Financial Sector Corporate Bonds
The BACV of U.S. insurer exposure to financial sector bonds was 12.9% of total corporate bond exposure (and 8.1% of total bond exposure) as of year-end 2016. Exposure to financial sector bonds increased 1.1% to $331.2 billion at year-end 2016, from $327.5 billion at year-end 2015. (See Table 1 and Table 2.) Life companies were the largest holders of financial sector bonds at $231.7 billion, or 70% of the industry's total financial institutions' bond exposure at year-end 2016, compared to about $232 billion at year-end 2015. Property/casualty (P/C) companies, with the second largest bond exposure to the sector, reported an increase of 4.5% year-over-year (YOY), to $77.7 billion at year-end 2016 from $74.4 billion in 2015.
Table 1: Year–End 2016 U.S. Insurer Financial Sector Bond Exposure (BACV, $ Mil.)
Table 2: Year–End 2015 U.S. Insurer Financial Sector Bond Exposure (BACV, $ Mil.)
Also as shown in Table 1, as of year-end 2016, bonds issued by banks remain the largest component of financial sector exposure at 60% of the industry's total financial sector bonds, or $198.8 billion. In comparison, bonds issued by banks were 60.9% and 61.5% of U.S. insurers' total exposure to financial sector bonds, in 2015 and 2014, respectively—relatively unchanged. As of year-end 2016, exposure to the insurance sector was the second largest component of U.S. insurers' financial institutions' bond exposure at $68.3 billion, representing a decrease of 10.2%, from $76.1 billion at year-end 2015. U.S. insurer exposure to diversified financial services increased 23% YOY to $64.1 billion at year-end 2016 from $52 billion in 2015.

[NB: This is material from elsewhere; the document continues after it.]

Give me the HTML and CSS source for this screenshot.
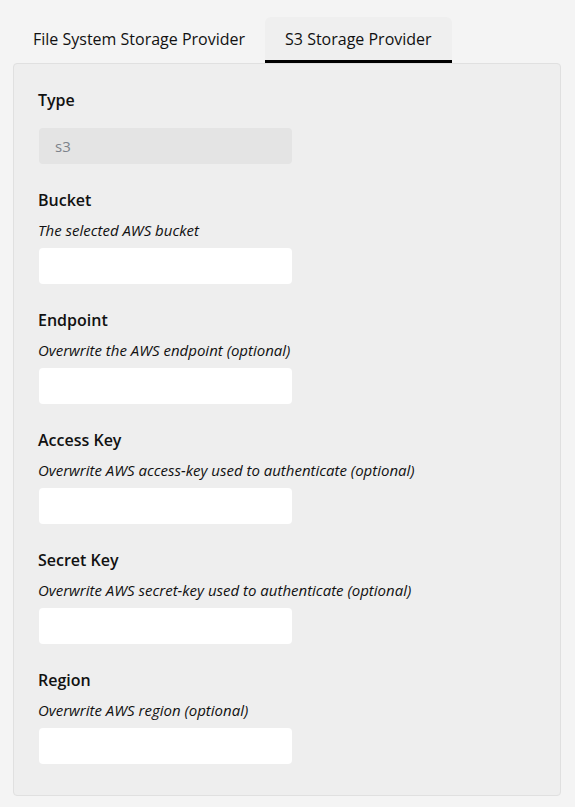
FILE: index.html
```html
<!DOCTYPE html>
<html>
<head>
<meta charset="utf-8">
<link rel="stylesheet" href="styles.css">
</head>
<body>
<div class="page">
  <div class="tabs">
    <div class="tab">File System Storage Provider</div>
    <div class="tab active">S3 Storage Provider</div>
  </div>
  <div class="panel">
    <div class="field">
      <div class="label label-tight">Type</div>
      <div class="input disabled">s3</div>
    </div>
    <div class="field">
      <div class="label">Bucket</div>
      <div class="desc">The selected AWS bucket</div>
      <div class="input"></div>
    </div>
    <div class="field">
      <div class="label">Endpoint</div>
      <div class="desc">Overwrite the AWS endpoint (optional)</div>
      <div class="input"></div>
    </div>
    <div class="field">
      <div class="label">Access Key</div>
      <div class="desc">Overwrite AWS access-key used to authenticate (optional)</div>
      <div class="input"></div>
    </div>
    <div class="field">
      <div class="label">Secret Key</div>
      <div class="desc">Overwrite AWS secret-key used to authenticate (optional)</div>
      <div class="input"></div>
    </div>
    <div class="field">
      <div class="label">Region</div>
      <div class="desc">Overwrite AWS region (optional)</div>
      <div class="input"></div>
    </div>
  </div>
</div>
</body>
</html>
```

FILE: styles.css
```css
html, body {
  margin: 0;
  padding: 0;
  background: #f4f4f4;
  font-family: "Open Sans", "Noto Sans", sans-serif;
  color: #111;
}
.page {
  padding: 17px 14px 10px 13px;
}
.tabs {
  display: flex;
}
.tab {
  font-size: 16px;
  line-height: 22px;
  padding: 11px 20px 10px;
  border-bottom: 3px solid transparent;
  border-radius: 6px 6px 0 0;
  color: #111;
}
.tab.active {
  background: #efefef;
  border-bottom-color: #000;
}
.panel {
  background: #eeeeee;
  border: 1px solid #e0e0e0;
  border-radius: 4px;
  padding: 25px 0 31px 24px;
}
.field {
  display: flex;
  flex-direction: column;
  align-items: flex-start;
  margin-bottom: 25px;
}
.field:last-child {
  margin-bottom: 0;
}
.label {
  font-size: 16px;
  line-height: 22px;
  font-weight: 600;
  color: #111;
  margin-bottom: 9px;
}
.label.label-tight {
  margin-bottom: 17px;
}
.desc {
  font-size: 15px;
  line-height: 20px;
  font-style: italic;
  color: #111;
  margin-bottom: 8px;
}
.input {
  width: 253px;
  height: 36px;
  margin-left: 1px;
  box-sizing: border-box;
  background: #fff;
  border-radius: 4px;
  padding: 0 16px;
  font-size: 15px;
  line-height: 36px;
}
.input.disabled {
  background: #e4e4e4;
  color: #7d828a;
}
```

Credit Quality Distribution
As of year-end 2016, about 96.7% of financial sector bond exposure was deemed investment grade based on assigned NAIC 1 or NAIC 2 designations (see Chart 1), which was slightly higher than 95.9% reported in 2015. The percentage of bonds with an investment grade designation was between 96% and 98% of insurance industry financial sector bond exposure for each insurer type, unchanged from 2015 and 2014. U.S. insurer exposure to financial sector bonds designated NAIC 5 and NAIC 6 was less than half a percentage point of total insurer exposure to financial sector bonds at year-end 2016.
Chart 1: Year–End 2016 NAIC Designation of U.S. Insurer Financial Sector Bond Exposure
U.S. insurers' exposure to financial sector bonds remains highly concentrated in North America at 75.7% of the total, or $250.8 billion, at year-end 2016 (see Chart 2), which was a slight decrease from 76.4% in 2015. The majority of the exposure (about 95%) was in the U.S. ($238.1 billion), followed by 4.8% in Canada ($12.1 billion). Exposure to European financial sector bonds decreased to $48.9 billion at year-end 2016 from $54.3 billion as of year-end 2015—a decrease in concentration to 15% of total financial sector bond exposure from 16.6%.

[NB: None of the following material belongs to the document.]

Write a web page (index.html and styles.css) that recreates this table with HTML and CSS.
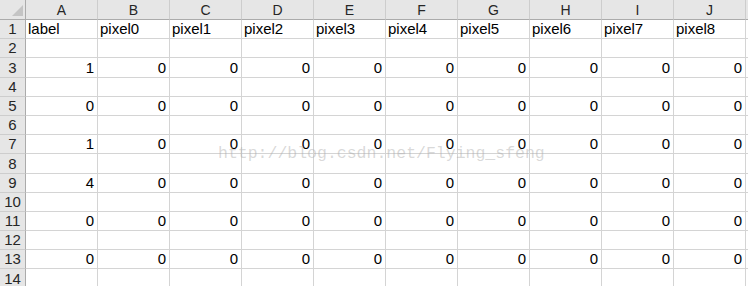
FILE: index.html
```html
<!DOCTYPE html>
<html>
<head>
<meta charset="utf-8">
<link rel="stylesheet" href="styles.css">
</head>
<body>
<div class="sheet">
  <div class="corner"><svg width="11" height="11" viewBox="0 0 11 11"><polygon points="11,0 11,11 0,11" fill="#c4c4c4"/></svg></div>
  <div class="ch">A</div><div class="ch">B</div><div class="ch">C</div><div class="ch">D</div><div class="ch">E</div><div class="ch">F</div><div class="ch">G</div><div class="ch">H</div><div class="ch">I</div><div class="ch">J</div><div class="chpad"></div>

  <div class="rh">1</div><div class="c">label</div><div class="c">pixel0</div><div class="c">pixel1</div><div class="c">pixel2</div><div class="c">pixel3</div><div class="c">pixel4</div><div class="c">pixel5</div><div class="c">pixel6</div><div class="c">pixel7</div><div class="c">pixel8</div><div class="pad"></div>

  <div class="rh">2</div><div class="c"></div><div class="c"></div><div class="c"></div><div class="c"></div><div class="c"></div><div class="c"></div><div class="c"></div><div class="c"></div><div class="c"></div><div class="c"></div><div class="pad"></div>

  <div class="rh">3</div><div class="c n">1</div><div class="c n">0</div><div class="c n">0</div><div class="c n">0</div><div class="c n">0</div><div class="c n">0</div><div class="c n">0</div><div class="c n">0</div><div class="c n">0</div><div class="c n">0</div><div class="pad"></div>

  <div class="rh">4</div><div class="c"></div><div class="c"></div><div class="c"></div><div class="c"></div><div class="c"></div><div class="c"></div><div class="c"></div><div class="c"></div><div class="c"></div><div class="c"></div><div class="pad"></div>

  <div class="rh">5</div><div class="c n">0</div><div class="c n">0</div><div class="c n">0</div><div class="c n">0</div><div class="c n">0</div><div class="c n">0</div><div class="c n">0</div><div class="c n">0</div><div class="c n">0</div><div class="c n">0</div><div class="pad"></div>

  <div class="rh">6</div><div class="c"></div><div class="c"></div><div class="c"></div><div class="c"></div><div class="c"></div><div class="c"></div><div class="c"></div><div class="c"></div><div class="c"></div><div class="c"></div><div class="pad"></div>

  <div class="rh">7</div><div class="c n">1</div><div class="c n">0</div><div class="c n">0</div><div class="c n">0</div><div class="c n">0</div><div class="c n">0</div><div class="c n">0</div><div class="c n">0</div><div class="c n">0</div><div class="c n">0</div><div class="pad"></div>

  <div class="rh">8</div><div class="c"></div><div class="c"></div><div class="c"></div><div class="c"></div><div class="c"></div><div class="c"></div><div class="c"></div><div class="c"></div><div class="c"></div><div class="c"></div><div class="pad"></div>

  <div class="rh">9</div><div class="c n">4</div><div class="c n">0</div><div class="c n">0</div><div class="c n">0</div><div class="c n">0</div><div class="c n">0</div><div class="c n">0</div><div class="c n">0</div><div class="c n">0</div><div class="c n">0</div><div class="pad"></div>

  <div class="rh">10</div><div class="c"></div><div class="c"></div><div class="c"></div><div class="c"></div><div class="c"></div><div class="c"></div><div class="c"></div><div class="c"></div><div class="c"></div><div class="c"></div><div class="pad"></div>

  <div class="rh">11</div><div class="c n">0</div><div class="c n">0</div><div class="c n">0</div><div class="c n">0</div><div class="c n">0</div><div class="c n">0</div><div class="c n">0</div><div class="c n">0</div><div class="c n">0</div><div class="c n">0</div><div class="pad"></div>

  <div class="rh">12</div><div class="c"></div><div class="c"></div><div class="c"></div><div class="c"></div><div class="c"></div><div class="c"></div><div class="c"></div><div class="c"></div><div class="c"></div><div class="c"></div><div class="pad"></div>

  <div class="rh">13</div><div class="c n">0</div><div class="c n">0</div><div class="c n">0</div><div class="c n">0</div><div class="c n">0</div><div class="c n">0</div><div class="c n">0</div><div class="c n">0</div><div class="c n">0</div><div class="c n">0</div><div class="pad"></div>

  <div class="rh">14</div><div class="c"></div><div class="c"></div><div class="c"></div><div class="c"></div><div class="c"></div><div class="c"></div><div class="c"></div><div class="c"></div><div class="c"></div><div class="c"></div><div class="pad"></div>

  <div class="watermark">http://blog.csdn.net/Flying_sfeng</div>
</div>
</body>
</html>
```

FILE: styles.css
```css
html, body {
  margin: 0;
  padding: 0;
  background: #ffffff;
  overflow: hidden;
}

.sheet {
  position: relative;
  width: 748px;
  height: 286px;
  overflow: hidden;
  display: grid;
  grid-template-columns: 26px repeat(10, 72px) 2px;
  grid-template-rows: 20px repeat(14, 19.2px);
  font-family: "Liberation Sans", Arial, sans-serif;
  font-size: 15px;
  color: #000000;
}

.corner {
  background: #e6e6e6;
  border-right: 1px solid #ababab;
  border-bottom: 1px solid #ababab;
  display: flex;
  align-items: flex-end;
  justify-content: flex-end;
  padding: 0 2px 3px 0;
}

.ch {
  background: #e6e6e6;
  border-right: 1px solid #cdcdcd;
  border-bottom: 1px solid #ababab;
  display: flex;
  align-items: center;
  justify-content: center;
  color: #262626;
  font-size: 14px;
  padding-top: 1px;
}

.chpad {
  background: #e6e6e6;
  border-bottom: 1px solid #ababab;
}

.rh {
  background: #e6e6e6;
  border-right: 1px solid #ababab;
  border-bottom: 1px solid #cdcdcd;
  display: flex;
  align-items: flex-end;
  justify-content: center;
  color: #262626;
  font-size: 15px;
  line-height: 16px;
  padding-bottom: 1px;
}

.c {
  border-right: 1px solid #d4d4d4;
  border-bottom: 1px solid #d4d4d4;
  display: flex;
  align-items: flex-end;
  padding: 0 3px 1px 2px;
  line-height: 16px;
  white-space: nowrap;
  overflow: hidden;
}

.n {
  justify-content: flex-end;
}

.pad {
  border-bottom: 1px solid #d4d4d4;
}

.watermark {
  position: absolute;
  left: 218px;
  top: 144px;
  font-family: "Liberation Mono", "DejaVu Sans Mono", monospace;
  font-size: 16.5px;
  line-height: 20px;
  color: rgba(170, 170, 170, 0.45);
  white-space: nowrap;
  pointer-events: none;
}
```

Chart 2: Year–end 2016 Geographic Distribution of U.S. Insurer Financial Sector Bond Exposure
Five European countries, including the United Kingdom (UK) ($16.9 billion), Netherlands, Switzerland, France and Sweden, accounted for 98% of the industry's total European financial sector bond exposure. (See Table 3.)

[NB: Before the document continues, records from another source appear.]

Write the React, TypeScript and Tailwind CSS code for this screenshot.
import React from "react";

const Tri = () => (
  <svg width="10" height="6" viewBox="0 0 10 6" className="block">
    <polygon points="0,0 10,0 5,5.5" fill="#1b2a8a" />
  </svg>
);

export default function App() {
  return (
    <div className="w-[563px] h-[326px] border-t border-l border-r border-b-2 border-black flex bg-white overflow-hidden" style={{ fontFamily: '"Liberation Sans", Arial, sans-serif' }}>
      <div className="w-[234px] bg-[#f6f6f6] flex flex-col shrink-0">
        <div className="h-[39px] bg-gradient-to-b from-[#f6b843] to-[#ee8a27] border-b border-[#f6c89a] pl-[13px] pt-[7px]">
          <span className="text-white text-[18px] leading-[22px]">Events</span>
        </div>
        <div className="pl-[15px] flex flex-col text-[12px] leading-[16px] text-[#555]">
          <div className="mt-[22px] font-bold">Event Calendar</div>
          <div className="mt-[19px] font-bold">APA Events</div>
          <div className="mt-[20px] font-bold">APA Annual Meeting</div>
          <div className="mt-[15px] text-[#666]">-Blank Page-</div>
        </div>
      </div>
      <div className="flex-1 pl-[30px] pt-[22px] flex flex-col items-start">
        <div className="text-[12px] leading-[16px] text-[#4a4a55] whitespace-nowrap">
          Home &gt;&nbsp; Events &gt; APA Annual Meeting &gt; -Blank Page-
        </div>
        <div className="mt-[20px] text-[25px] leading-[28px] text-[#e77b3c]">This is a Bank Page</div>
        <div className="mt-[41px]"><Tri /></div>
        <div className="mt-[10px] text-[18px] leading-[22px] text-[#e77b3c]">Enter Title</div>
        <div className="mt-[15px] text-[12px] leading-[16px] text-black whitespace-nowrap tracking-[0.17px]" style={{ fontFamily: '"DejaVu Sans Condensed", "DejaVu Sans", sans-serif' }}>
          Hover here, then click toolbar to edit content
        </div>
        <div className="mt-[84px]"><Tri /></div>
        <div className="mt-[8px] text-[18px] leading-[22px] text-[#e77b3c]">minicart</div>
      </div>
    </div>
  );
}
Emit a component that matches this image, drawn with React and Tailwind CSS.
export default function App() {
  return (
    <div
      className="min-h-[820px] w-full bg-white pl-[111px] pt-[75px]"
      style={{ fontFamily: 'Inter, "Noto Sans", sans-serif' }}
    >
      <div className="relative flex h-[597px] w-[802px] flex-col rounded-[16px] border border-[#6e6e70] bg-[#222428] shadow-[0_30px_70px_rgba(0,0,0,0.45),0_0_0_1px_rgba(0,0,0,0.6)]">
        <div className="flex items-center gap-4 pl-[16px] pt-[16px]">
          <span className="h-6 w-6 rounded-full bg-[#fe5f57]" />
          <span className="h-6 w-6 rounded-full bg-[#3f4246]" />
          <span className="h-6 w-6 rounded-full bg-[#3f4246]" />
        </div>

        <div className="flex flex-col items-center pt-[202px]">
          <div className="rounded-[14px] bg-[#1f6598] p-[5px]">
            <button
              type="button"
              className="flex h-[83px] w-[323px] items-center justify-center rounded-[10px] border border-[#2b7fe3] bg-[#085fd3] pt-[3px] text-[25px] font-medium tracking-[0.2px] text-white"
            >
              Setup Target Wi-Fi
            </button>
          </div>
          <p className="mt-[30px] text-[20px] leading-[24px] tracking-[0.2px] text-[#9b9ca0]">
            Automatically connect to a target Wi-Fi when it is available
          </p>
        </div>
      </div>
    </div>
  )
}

Table 3: Year–End 2016 European Geographic Distribution of U.S. Insurer Financial Sector Bond Exposure (BACV, $ Mil.)
As of year-end 2016, U.S. insurers' exposure to financial sector bonds with maturities of five years or less was $181.1 billion, or 55% of the total. (See Table 4.) This trend implies insurers' preference for relatively short maturities in the financial sector, perhaps due to its cyclicality (i.e., affected by economic growth and downturns).
Table 4: Year–End 2016 Maturity Distribution of U.S. Insurer Financial Sector Bond Exposure
The distribution of maturities across financial sector bonds held by U.S. insurers was broad but aligned with each industry's respective liability profile. For example, health companies accounted for the largest exposure to financial sector bonds with maturities of 10 years or less, at 94%; bonds with short maturities (i.e., five years or less) comprised 80%. Life companies had the lowest concentration of maturities in the 10-year or less range at 73%, with short maturities accounting for 47%, and exposure to maturities greater than 10 years at 27%.
Year-end 2016 maturity distribution of U.S. insurers' exposure to financial sector bonds has demonstrated a shift to shorter maturities from year-end 2015 exposure. With exposure mainly concentrated in bonds of 10 years or less (which represented 78.5% of total financial sector bond exposure), as interest rates rise, U.S. insurers will be able to reinvest proceeds of maturing financial sector bonds into higher yielding bonds, thereby minimizing duration risks.
Financial Sector Equity Investments
As of year-end 2016, unaffiliated financial sector preferred and common stock totaled $74.6 billion (see Table 5 and Table 6, respectively), a decrease from $89.6 billion in 2015, and it was about 24% of total unaffiliated preferred and common stock.
Table 5: Year–End 2016 U.S. Insurer Financial Sector Unaffiliated Preferred Stock Exposure (BACV, $ Mil.)
Table 6: Year–End 2016 U.S. Insurer Unaffiliated Financial Sector Common Stock Exposure (BACV, $ Mil.)
P/C companies accounted for the majority of the U.S. insurance industry's exposure to total financial sector unaffiliated preferred and common stock at $66.4 billion, or about 89% of total unaffiliated stock exposure. Life companies followed, at about 8% of total unaffiliated stock exposure.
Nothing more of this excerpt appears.